Stated goal - Omit all pictures and give the records below again exactly as written.
[START Provided data]
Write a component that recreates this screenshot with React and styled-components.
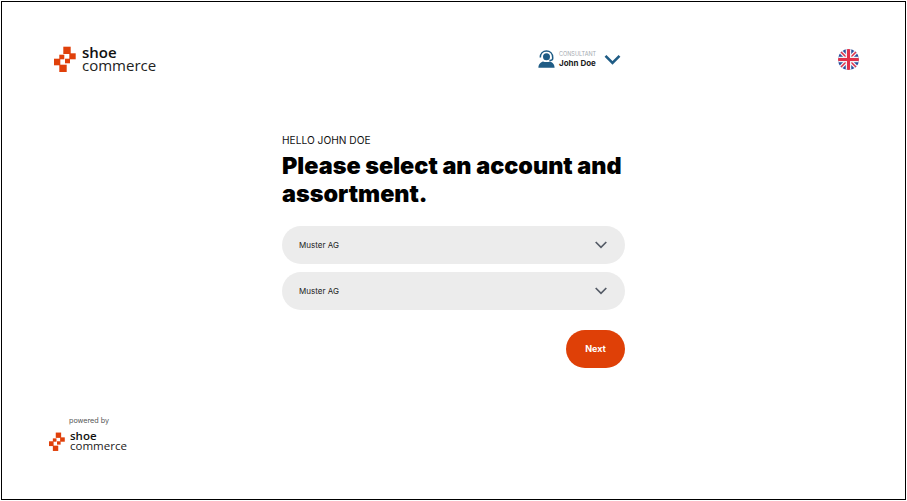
import React from "react";
import styled, { createGlobalStyle } from "styled-components";

const GlobalStyle = createGlobalStyle`
  html, body { margin: 0; padding: 0; background: #fff; }
  body { font-family: "Inter", "Liberation Sans", sans-serif; color: #000; }
`;

function LogoMark({ small }) {
  return (
    <svg width={small ? 16 : 22} height={small ? 19 : 26} viewBox="0 0 22 26" fill="#e0400a">
      <rect x="9.300" y="0.700" width="7.400" height="7.300" />
      <rect x="15.300" y="7.300" width="6.400" height="6" />
      <rect x="5.300" y="8.700" width="5" height="4.600" />
      <rect x="11" y="12.700" width="5" height="4.600" />
      <rect x="0" y="12.700" width="6.300" height="6.600" />
      <rect x="5.300" y="18.700" width="7.400" height="7.300" />
    </svg>
  );
}

function Logo({ small }) {
  return (
    <LogoWrap small={small}>
      <LogoMark small={small} />
      <LogoText small={small}>
        <b>shoe</b>
        <span>commerce</span>
      </LogoText>
    </LogoWrap>
  );
}

function Select({ value }) {
  return (
    <SelectBox>
      <SelectText>{value}</SelectText>
      <svg width="12" height="8" viewBox="0 0 12 8" fill="none" stroke="#545b66" strokeWidth="1.700">
        <path d="M.7 1l5.300 5.300L11.300 1" />
      </svg>
    </SelectBox>
  );
}

export default function App() {
  return (
    <Frame>
      <GlobalStyle />
      <Header>
        <Logo />
        <Consultant>
          <svg width="17" height="18" viewBox="0 0 17 18" fill="#1f5c85">
            <path d="M8.500 3.200a3.500 3.500 0 1 1 0 7 3.500 3.500 0 0 1 0-7z" />
            <path d="M2.300 7.500C2.300 3.500 5 .9 8.500.9s6.200 2.600 6.200 6.600v1c0 1.200-1.200 2-3.300 2.100" fill="none" stroke="#1f5c85" strokeWidth="1.500" />
            <path d="M.4 17.800c0-3.800 2.600-6 4.600-6.400 1.800.7 5.200.7 7 0 2 .4 4.600 2.600 4.600 6.400z" />
          </svg>
          <ConsultantText>
            <small>CONSULTANT</small>
            <b>John Doe</b>
          </ConsultantText>
          <svg width="17" height="11" viewBox="0 0 17 11" fill="none" stroke="#1f5c85" strokeWidth="2.600">
            <path d="M1.500 1.800l7 7 7-7" />
          </svg>
        </Consultant>
        <Flag>
          <svg width="21" height="21" viewBox="0 0 21 21">
            <defs>
              <clipPath id="flagClip">
                <circle cx="10.500" cy="10.500" r="10.500" />
              </clipPath>
            </defs>
            <g clipPath="url(#flagClip)">
              <rect width="21" height="21" fill="#2a4f9e" />
              <path d="M0 0l21 21M21 0L0 21" stroke="#f2f2f6" strokeWidth="4" />
              <path d="M0 0l21 21M21 0L0 21" stroke="#e0304a" strokeWidth="1.500" />
              <path d="M10.500 0v21M0 10.500h21" stroke="#f2f2f6" strokeWidth="5.500" />
              <path d="M10.500 0v21M0 10.500h21" stroke="#e0304a" strokeWidth="3" />
            </g>
          </svg>
        </Flag>
      </Header>
      <Main>
        <Hello>HELLO JOHN DOE</Hello>
        <Title>Please select an account and assortment.</Title>
        <Selects>
          <Select value="Muster AG" />
          <Select value="Muster AG" />
        </Selects>
        <NextButton>Next</NextButton>
      </Main>
      <Footer>
        <Powered>powered by</Powered>
        <Logo small />
      </Footer>
    </Frame>
  );
}

const Frame = styled.div`
  box-sizing: border-box;
  width: 905px;
  height: 499px;
  margin: 1px 0 0 1px;
  border: 1px solid #000;
  box-shadow: 0 1px 0 #c8c8c8;
  display: flex;
  flex-direction: column;
  overflow: hidden;
`;

const Header = styled.header`
  display: grid;
  grid-template-columns: 484px 300px 21px;
  align-items: center;
  height: 28px;
  padding: 43px 0 0 52px;
`;

const LogoWrap = styled.div`
  display: flex;
  align-items: center;
  gap: ${(p) => (p.small ? "5px" : "6px")};
`;

const LogoText = styled.div`
  display: flex;
  flex-direction: column;
  font-family: "Open Sans", sans-serif;
  font-size: ${(p) => (p.small ? "11.500px" : "15px")};
  line-height: ${(p) => (p.small ? "10px" : "13px")};
  color: #222;

  b {
    font-weight: 600;
    color: #111;
  }
`;

const Consultant = styled.div`
  display: flex;
  align-items: center;
`;

const ConsultantText = styled.div`
  display: flex;
  flex-direction: column;
  margin: 0 7px 0 4px;
  width: 38px;
  white-space: nowrap;

  small {
    font-size: 5.500px;
    line-height: 8px;
    color: #a4a9b0;
  }

  b {
    font-size: 8px;
    line-height: 10px;
    font-weight: 700;
    color: #1c1c1c;
  }
`;

const Flag = styled.div`
  display: flex;
`;

const Main = styled.main`
  width: 343px;
  margin: 60px 0 0 280px;
  display: flex;
  flex-direction: column;
`;

const Hello = styled.div`
  font-size: 10.200px;
  line-height: 14px;
  color: #111;
`;

const Title = styled.h1`
  margin: 5px 0 0;
  font-size: 23.400px;
  line-height: 28px;
  font-weight: 900;
  color: #000;
`;

const Selects = styled.div`
  display: flex;
  flex-direction: column;
  gap: 8px;
  margin-top: 18px;
`;

const SelectBox = styled.div`
  height: 38px;
  border-radius: 19px;
  background: #ececec;
  display: flex;
  align-items: center;
  justify-content: space-between;
  padding: 0 18px 0 17px;
`;

const SelectText = styled.span`
  font-size: 8px;
  color: #222;
`;

const NextButton = styled.button`
  align-self: flex-end;
  width: 59px;
  height: 38px;
  margin-top: 20px;
  padding: 0 0 2px;
  border: 0;
  border-radius: 19px;
  background: #df4007;
  color: #fff;
  font-family: inherit;
  font-size: 9px;
  font-weight: 700;
`;

const Footer = styled.footer`
  margin: auto 0 48px 47px;
  display: flex;
  flex-direction: column;
  align-items: flex-start;
`;

const Powered = styled.div`
  margin: 0 0 5px 20px;
  font-size: 7.200px;
  line-height: 10px;
  color: #555;
`;
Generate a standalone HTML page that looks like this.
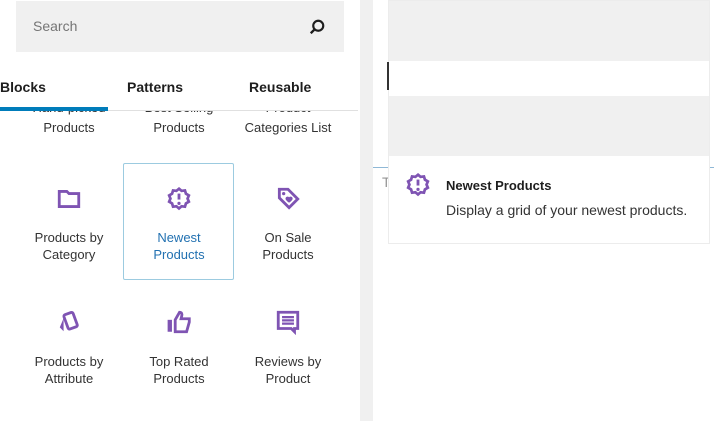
[END Provided data]
The completed task -
Write a component that recreates this screenshot with React and styled-components.
import React from "react";
import styled, { createGlobalStyle } from "styled-components";

const GlobalStyle = createGlobalStyle`
  html, body { margin: 0; padding: 0; background: #fff; }
  body { font-family: "Inter", "Liberation Sans", sans-serif; color: #000; }
`;

function LogoMark({ small }) {
  return (
    <svg width={small ? 16 : 22} height={small ? 19 : 26} viewBox="0 0 22 26" fill="#e0400a">
      <rect x="9.300" y="0.700" width="7.400" height="7.300" />
      <rect x="15.300" y="7.300" width="6.400" height="6" />
      <rect x="5.300" y="8.700" width="5" height="4.600" />
      <rect x="11" y="12.700" width="5" height="4.600" />
      <rect x="0" y="12.700" width="6.300" height="6.600" />
      <rect x="5.300" y="18.700" width="7.400" height="7.300" />
    </svg>
  );
}

function Logo({ small }) {
  return (
    <LogoWrap small={small}>
      <LogoMark small={small} />
      <LogoText small={small}>
        <b>shoe</b>
        <span>commerce</span>
      </LogoText>
    </LogoWrap>
  );
}

function Select({ value }) {
  return (
    <SelectBox>
      <SelectText>{value}</SelectText>
      <svg width="12" height="8" viewBox="0 0 12 8" fill="none" stroke="#545b66" strokeWidth="1.700">
        <path d="M.7 1l5.300 5.300L11.300 1" />
      </svg>
    </SelectBox>
  );
}

export default function App() {
  return (
    <Frame>
      <GlobalStyle />
      <Header>
        <Logo />
        <Consultant>
          <svg width="17" height="18" viewBox="0 0 17 18" fill="#1f5c85">
            <path d="M8.500 3.200a3.500 3.500 0 1 1 0 7 3.500 3.500 0 0 1 0-7z" />
            <path d="M2.300 7.500C2.300 3.500 5 .9 8.500.9s6.200 2.600 6.200 6.600v1c0 1.200-1.200 2-3.300 2.100" fill="none" stroke="#1f5c85" strokeWidth="1.500" />
            <path d="M.4 17.800c0-3.800 2.600-6 4.600-6.400 1.800.7 5.200.7 7 0 2 .4 4.600 2.600 4.600 6.400z" />
          </svg>
          <ConsultantText>
            <small>CONSULTANT</small>
            <b>John Doe</b>
          </ConsultantText>
          <svg width="17" height="11" viewBox="0 0 17 11" fill="none" stroke="#1f5c85" strokeWidth="2.600">
            <path d="M1.500 1.800l7 7 7-7" />
          </svg>
        </Consultant>
        <Flag>
          <svg width="21" height="21" viewBox="0 0 21 21">
            <defs>
              <clipPath id="flagClip">
                <circle cx="10.500" cy="10.500" r="10.500" />
              </clipPath>
            </defs>
            <g clipPath="url(#flagClip)">
              <rect width="21" height="21" fill="#2a4f9e" />
              <path d="M0 0l21 21M21 0L0 21" stroke="#f2f2f6" strokeWidth="4" />
              <path d="M0 0l21 21M21 0L0 21" stroke="#e0304a" strokeWidth="1.500" />
              <path d="M10.500 0v21M0 10.500h21" stroke="#f2f2f6" strokeWidth="5.500" />
              <path d="M10.500 0v21M0 10.500h21" stroke="#e0304a" strokeWidth="3" />
            </g>
          </svg>
        </Flag>
      </Header>
      <Main>
        <Hello>HELLO JOHN DOE</Hello>
        <Title>Please select an account and assortment.</Title>
        <Selects>
          <Select value="Muster AG" />
          <Select value="Muster AG" />
        </Selects>
        <NextButton>Next</NextButton>
      </Main>
      <Footer>
        <Powered>powered by</Powered>
        <Logo small />
      </Footer>
    </Frame>
  );
}

const Frame = styled.div`
  box-sizing: border-box;
  width: 905px;
  height: 499px;
  margin: 1px 0 0 1px;
  border: 1px solid #000;
  box-shadow: 0 1px 0 #c8c8c8;
  display: flex;
  flex-direction: column;
  overflow: hidden;
`;

const Header = styled.header`
  display: grid;
  grid-template-columns: 484px 300px 21px;
  align-items: center;
  height: 28px;
  padding: 43px 0 0 52px;
`;

const LogoWrap = styled.div`
  display: flex;
  align-items: center;
  gap: ${(p) => (p.small ? "5px" : "6px")};
`;

const LogoText = styled.div`
  display: flex;
  flex-direction: column;
  font-family: "Open Sans", sans-serif;
  font-size: ${(p) => (p.small ? "11.500px" : "15px")};
  line-height: ${(p) => (p.small ? "10px" : "13px")};
  color: #222;

  b {
    font-weight: 600;
    color: #111;
  }
`;

const Consultant = styled.div`
  display: flex;
  align-items: center;
`;

const ConsultantText = styled.div`
  display: flex;
  flex-direction: column;
  margin: 0 7px 0 4px;
  width: 38px;
  white-space: nowrap;

  small {
    font-size: 5.500px;
    line-height: 8px;
    color: #a4a9b0;
  }

  b {
    font-size: 8px;
    line-height: 10px;
    font-weight: 700;
    color: #1c1c1c;
  }
`;

const Flag = styled.div`
  display: flex;
`;

const Main = styled.main`
  width: 343px;
  margin: 60px 0 0 280px;
  display: flex;
  flex-direction: column;
`;

const Hello = styled.div`
  font-size: 10.200px;
  line-height: 14px;
  color: #111;
`;

const Title = styled.h1`
  margin: 5px 0 0;
  font-size: 23.400px;
  line-height: 28px;
  font-weight: 900;
  color: #000;
`;

const Selects = styled.div`
  display: flex;
  flex-direction: column;
  gap: 8px;
  margin-top: 18px;
`;

const SelectBox = styled.div`
  height: 38px;
  border-radius: 19px;
  background: #ececec;
  display: flex;
  align-items: center;
  justify-content: space-between;
  padding: 0 18px 0 17px;
`;

const SelectText = styled.span`
  font-size: 8px;
  color: #222;
`;

const NextButton = styled.button`
  align-self: flex-end;
  width: 59px;
  height: 38px;
  margin-top: 20px;
  padding: 0 0 2px;
  border: 0;
  border-radius: 19px;
  background: #df4007;
  color: #fff;
  font-family: inherit;
  font-size: 9px;
  font-weight: 700;
`;

const Footer = styled.footer`
  margin: auto 0 48px 47px;
  display: flex;
  flex-direction: column;
  align-items: flex-start;
`;

const Powered = styled.div`
  margin: 0 0 5px 20px;
  font-size: 7.200px;
  line-height: 10px;
  color: #555;
`;
Generate a standalone HTML page that looks like this.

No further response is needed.